As the climate continues to warm in Texas, heavier rainfall and hurricane winds are anticipated in coming years. As storms become more frequent and potentially more intense, hurricanes, tornadoes, and inland flooding pose a growing threat to residents. In the last 20 years, Hurricanes like Hanna, Harvey, and Ike caused deaths as well as incurring massive costs on Texas’ infrastructure, collectively causing almost 200 deaths and $150 billion in damages

Traffic on Main and Elm street in Downtown Dallas is constant. Additionally, Texas is the largest contributor to transportation-related carbon dioxide emissions in the United States. Photo Credit: Sam Judy

As Texas did not require climate science to be taught before the year 2020, the state received an F from the National Center for Science Education for dismal standards on the subject. While the state subsequently allowed curriculums to feature materials and literature addressing climate change, the new changes instituted by the school board could potentially reverse some elements of the previous policy. 

While DISD in particular includes lessons explaining key factors and causes of climate change, textbooks are often required to provide doubtful secondary statements that could function as misnomers as part of Texas education standards. Katie Worth, author of Miseducation: How Climate Change is Taught in America, explains that as guidance on education in the country is left to states, geographical placement has the potential to drastically alter the course of a student’s education.

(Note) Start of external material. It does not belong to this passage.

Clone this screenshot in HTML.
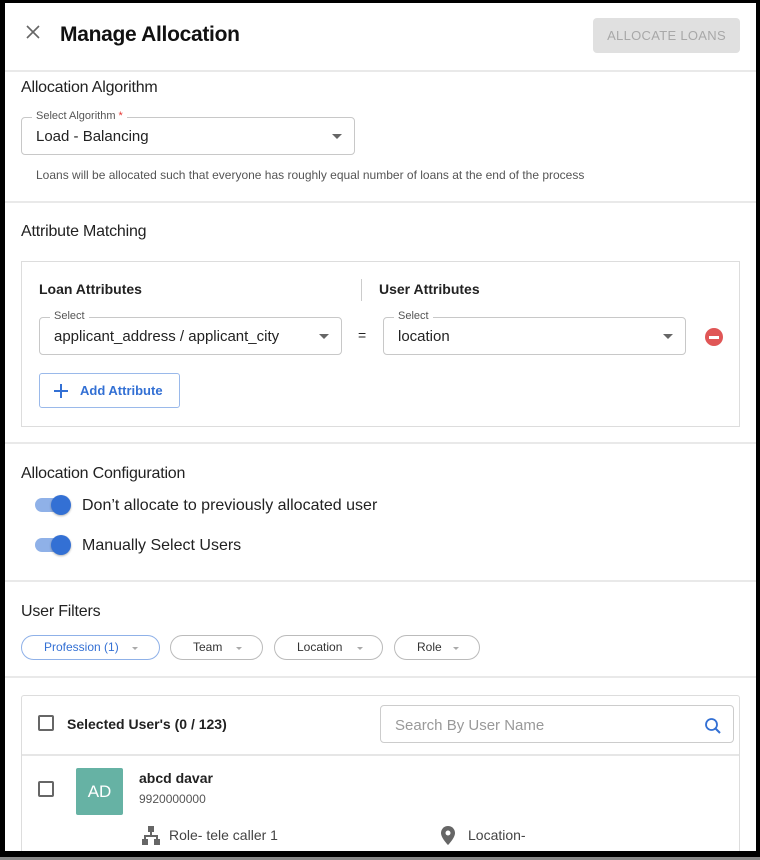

As well as featuring textbooks with foggy perspectives on climate change, thereby putting responsibility in covering the topic squarely in educators’ hands, poverty in the state naturally leads to less experienced or well-resourced teachers.

The Texas Education Agency reports that 10% of teachers in the state have left the profession each year in the last decade. As the retention rate weakens, a student’s performance is negatively impacted, affecting the quality of their education overall. This issue is worsened when teachers leave mid-year, leaving substitutes less equipped to prepare adequate lesson plans.

Nationally, 86% of teachers and 84% of parents support climate change education in schools. While educators and families each may have the desire for more straightforward message plans explaining climate change, the state has taken an increasingly aggressive stance in advocating for climate change denial. Textbook publishers are more than willing to accommodate lawmakers in the interest of maintaining business. As red states like Texas and Florida boast massive populations of around 30 and 22 million respectively, textbook giants like McGraw Hill would see heavy losses in sales if states chose alternative options.

W.H. Cotton Building, former site of the Procter & Gamble chemical plant. Photo Credit: Sam Judy

As education guidelines become looser and subject to greater interpretation on subjects like climate science, the quality of a student’s education takes a downslide. Education, in this respect, is not informing a growing individual’s understanding of their environment, their government, and other major factors guiding the construction of their reality. 

Texas is both subject to unstable weather due to climate change while also outpacing California to produce 193 metric tons of carbon dioxide from transportation alone, holding responsibility and its ramifications in each hand. If our students represent the next generation of Texans, their education is what informs our state’s future.